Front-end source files

################

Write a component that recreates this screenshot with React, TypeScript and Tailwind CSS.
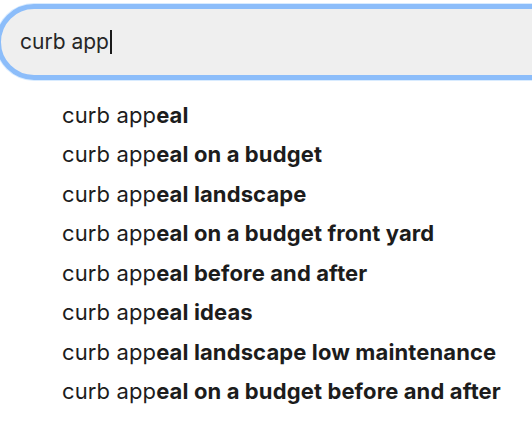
import { useState } from "react";

const suggestions = [
    "",
    " on a budget",
    " landscape",
    " on a budget front yard",
    " before and after",
    " ideas",
    " landscape low maintenance",
    " on a budget before and after",
];

export default function App() {
    const [query] = useState("curb app");

    return (
        <div className="w-[532px] h-[424px] bg-white overflow-hidden font-['Inter',sans-serif] text-[#1c1c1c]">
            <div className="pt-[4px] w-[600px] -ml-[4px]">
                <div className="h-[76px] rounded-full border-[5px] border-[#8cbdfa] bg-[#efefef] shadow-[0_0_0_1px_#d8ebff] flex items-center pl-[19px]">
                    <span className="text-[21px] text-[#262626]">{query}</span>
                    <span className="w-[2px] h-[24px] bg-[#1a1a1a] ml-[1px]" />
                </div>
            </div>

            <ul className="pt-[15px] pl-[62px]">
                {suggestions.map((rest, i) => (
                    <li key={i} className="h-[39.5px] flex items-center text-[22px] leading-none whitespace-nowrap tracking-[0.12px]">
                        <span>{query}</span>
                        <span className="font-bold">eal{rest}</span>
                    </li>
                ))}
            </ul>
        </div>
    );
}
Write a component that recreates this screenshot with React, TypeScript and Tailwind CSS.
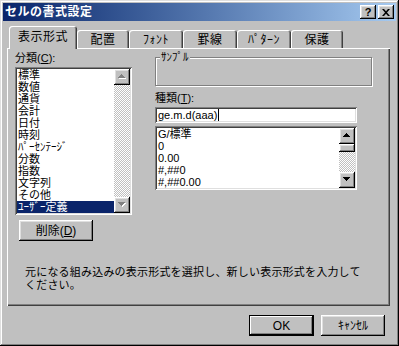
import React from "react";

const jp = "font-['Liberation_Sans','Noto_Sans_CJK_JP',sans-serif]";
const raised =
  "shadow-[inset_-1px_-1px_#000,inset_1px_1px_#fff,inset_-2px_-2px_#808080,inset_2px_2px_#dfdfdf]";
const sunken =
  "shadow-[inset_1px_1px_#808080,inset_-1px_-1px_#fff,inset_2px_2px_#404040,inset_-2px_-2px_#dfdfdf]";
const dither =
  "bg-[repeating-conic-gradient(#fff_0_25%,#c0c0c0_0_50%)] bg-[length:2px_2px]";

const UP = "M3 0h1v1h1v1h1v1h1v1H0V3h1V2h1V1h1Z";
const DOWN = "M0 0h7v1h-1v1h-1v1h-1v1h-1v-1h-1v-1h-1v-1h-1Z";

function Arrow({ dir, disabled }: { dir: "up" | "down"; disabled?: boolean }) {
  const d = dir === "up" ? UP : DOWN;
  return (
    <div className={`flex h-[16px] w-[16px] shrink-0 items-center justify-center bg-[#c0c0c0] ${raised}`}>
      <svg width="8" height="5" viewBox="0 0 8 5" className="mt-[-1px]">
        {disabled && <path d={d} fill="#fff" transform="translate(1 1)" />}
        <path d={d} fill={disabled ? "#808080" : "#000"} />
      </svg>
    </div>
  );
}

function ScrollBar({ disabled }: { disabled?: boolean }) {
  return (
    <div className="flex w-[16px] flex-col">
      <Arrow dir="up" disabled={disabled} />
      <div className={`flex-1 ${dither}`}>
        {!disabled && <div className={`h-[8px] w-[16px] bg-[#c0c0c0] ${raised}`} />}
      </div>
      <Arrow dir="down" disabled={disabled} />
    </div>
  );
}

function Button({ children, def, className = "" }: { children: React.ReactNode; def?: boolean; className?: string }) {
  return (
    <div
      className={`flex h-[21px] items-center justify-center bg-[#c0c0c0] text-[12px] leading-none text-black ${
        def
          ? "shadow-[inset_0_0_0_1px_#000,inset_-2px_-2px_#000,inset_2px_2px_#fff,inset_-3px_-3px_#808080]"
          : raised
      } ${className}`}
    >
      {children}
    </div>
  );
}

const tabs = [
  { label: "表示形式", w: 68 },
  { label: "配置", w: 52 },
  { label: "ﾌｫﾝﾄ", w: 54 },
  { label: "罫線", w: 54 },
  { label: "ﾊﾟﾀｰﾝ", w: 54 },
  { label: "保護", w: 52 },
];

const categories = [
  "標準",
  "数値",
  "通貨",
  "会計",
  "日付",
  "時刻",
  "ﾊﾟｰｾﾝﾃｰｼﾞ",
  "分数",
  "指数",
  "文字列",
  "その他",
  "ﾕｰｻﾞｰ定義",
];

const formats = ["G/標準", "0", "0.00", "#,##0", "#,##0.00"];

export default function App() {
  return (
    <div
      className={`flex h-[346px] w-[399px] flex-col bg-[#c0c0c0] p-[3px] text-black ${jp} shadow-[inset_-1px_-1px_#000,inset_1px_1px_#dfdfdf,inset_-2px_-2px_#808080,inset_2px_2px_#fff]`}
    >
      {/* Title bar */}
      <div className="flex h-[18px] items-center bg-gradient-to-r from-[#0a246a] to-[#a6caf0] pl-[2px] pr-[2px]">
        <span className="text-[12px] font-bold leading-none tracking-[0.5px] text-white">セルの書式設定</span>
        <div className="ml-auto flex gap-[2px]">
          <div className={`flex h-[14px] w-[16px] items-center justify-center bg-[#c0c0c0] ${raised}`}>
            <span className="text-[11px] font-bold leading-none">?</span>
          </div>
          <div className={`flex h-[14px] w-[16px] items-center justify-center bg-[#c0c0c0] ${raised}`}>
            <svg width="8" height="7" viewBox="0 0 8 7">
              <path d="M0 0h2l2 2.3L6 0h2L5 3.5 8 7H6L4 4.7 2 7H0l3-3.5Z" fill="#000" />
            </svg>
          </div>
        </div>
      </div>

      <div className="flex flex-col px-[4px]">
        {/* Tabs */}
        <div className="mt-[5px] flex h-[22px] items-end pl-[2px]">
          {tabs.map((t, i) => (
            <div
              key={t.label}
              style={{ width: t.w }}
              className={`flex items-center justify-center rounded-t-[3px] bg-[#c0c0c0] text-[12px] leading-none tracking-[0.5px] shadow-[inset_1px_1px_#fff,inset_-1px_0_#404040,inset_-2px_0_#808080] ${
                i === 0 ? "relative z-10 mb-[-1px] h-[23px] pb-[1px]" : "h-[18px] pt-[1px]"
              }`}
            >
              {t.label}
            </div>
          ))}
        </div>

        {/* Panel */}
        <div className="flex h-[258px] w-[383px] flex-col pl-[8px] pt-[4px] shadow-[inset_1px_1px_#fff,inset_-1px_-1px_#404040,inset_-2px_-2px_#808080]">
          <div className="flex">
            {/* Left column */}
            <div className="flex w-[117px] flex-col">
              <div className="h-[12px] text-[11px] leading-[12px]">
                分類(<span className="underline">C</span>):
              </div>
              <div className={`mt-[3px] flex h-[148px] bg-white p-[2px] ${sunken}`}>
                <div className="flex flex-1 flex-col">
                  {categories.map((c, i) => (
                    <div
                      key={c}
                      className={`h-[12px] pl-[1px] text-[11px] leading-[12px] ${
                        i === categories.length - 1 ? "bg-[#0a246a] text-white" : ""
                      }`}
                    >
                      {c}
                    </div>
                  ))}
                </div>
                <ScrollBar disabled />
              </div>
              <Button className="ml-[4px] mt-[5px] w-[74px]">
                削除(<span className="underline">D</span>)
              </Button>
            </div>

            {/* Right column */}
            <div className="ml-[23px] flex w-[217px] flex-col">
              <div className="relative mt-[5px] h-[29px] border border-[#808080] shadow-[inset_1px_1px_#fff,1px_1px_#fff]">
                <span className="absolute left-[4px] top-[-7px] bg-[#c0c0c0] px-[1px] text-[11px] leading-[12px]">
                  ｻﾝﾌﾟﾙ
                </span>
              </div>
              <div className="mt-[6px] h-[12px] text-[11px] leading-[12px]">
                種類(<span className="underline">T</span>):
              </div>
              <div className={`mt-[3px] flex h-[16px] w-[202px] items-center bg-white px-[3px] ${sunken}`}>
                <span className="text-[11px] leading-none">ge.m.d(aaa)</span>
                <span className="ml-[1px] h-[12px] w-[1px] bg-black" />
              </div>
              <div className={`mt-[3px] flex h-[64px] w-[202px] bg-white p-[2px] ${sunken}`}>
                <div className="flex flex-1 flex-col">
                  {formats.map((f) => (
                    <div key={f} className="h-[12px] pl-[1px] text-[11px] leading-[12px]">
                      {f}
                    </div>
                  ))}
                </div>
                <ScrollBar />
              </div>
            </div>
          </div>

          <p className="ml-[10px] mt-[25px] text-[11px] leading-[13px] tracking-[0.2px]">
            元になる組み込みの表示形式を選択し、新しい表示形式を入力して
            <br />
            ください。
          </p>
        </div>

        {/* Bottom buttons */}
        <div className="mt-[9px] flex justify-end gap-[7px] pr-[7px]">
          <Button def className="w-[65px]">
            OK
          </Button>
          <Button className="w-[64px]">ｷｬﾝｾﾙ</Button>
        </div>
      </div>
    </div>
  );
}
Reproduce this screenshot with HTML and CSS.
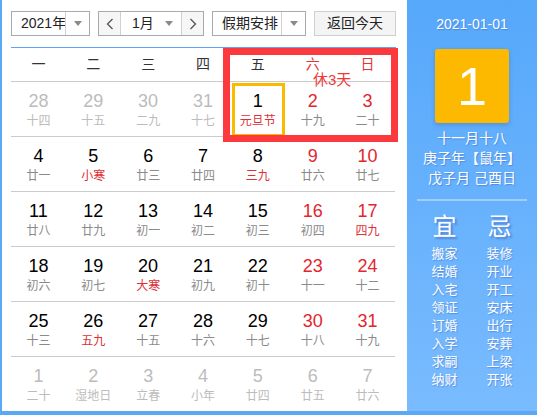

################

■ Do this ■
Only the lines from the start of the entries above to the line containing "import React from" are to be given again, exactly and with both ends included; pictures are excluded.

■ Complete answer ■
Write a component that recreates this screenshot with React, TypeScript and Tailwind CSS.
import { useState } from "react";

const suggestions = [
    "",
    " on a budget",
    " landscape",
    " on a budget front yard",
    " before and after",
    " ideas",
    " landscape low maintenance",
    " on a budget before and after",
];

export default function App() {
    const [query] = useState("curb app");

    return (
        <div className="w-[532px] h-[424px] bg-white overflow-hidden font-['Inter',sans-serif] text-[#1c1c1c]">
            <div className="pt-[4px] w-[600px] -ml-[4px]">
                <div className="h-[76px] rounded-full border-[5px] border-[#8cbdfa] bg-[#efefef] shadow-[0_0_0_1px_#d8ebff] flex items-center pl-[19px]">
                    <span className="text-[21px] text-[#262626]">{query}</span>
                    <span className="w-[2px] h-[24px] bg-[#1a1a1a] ml-[1px]" />
                </div>
            </div>

            <ul className="pt-[15px] pl-[62px]">
                {suggestions.map((rest, i) => (
                    <li key={i} className="h-[39.5px] flex items-center text-[22px] leading-none whitespace-nowrap tracking-[0.12px]">
                        <span>{query}</span>
                        <span className="font-bold">eal{rest}</span>
                    </li>
                ))}
            </ul>
        </div>
    );
}
Write a component that recreates this screenshot with React, TypeScript and Tailwind CSS.
import React from "react";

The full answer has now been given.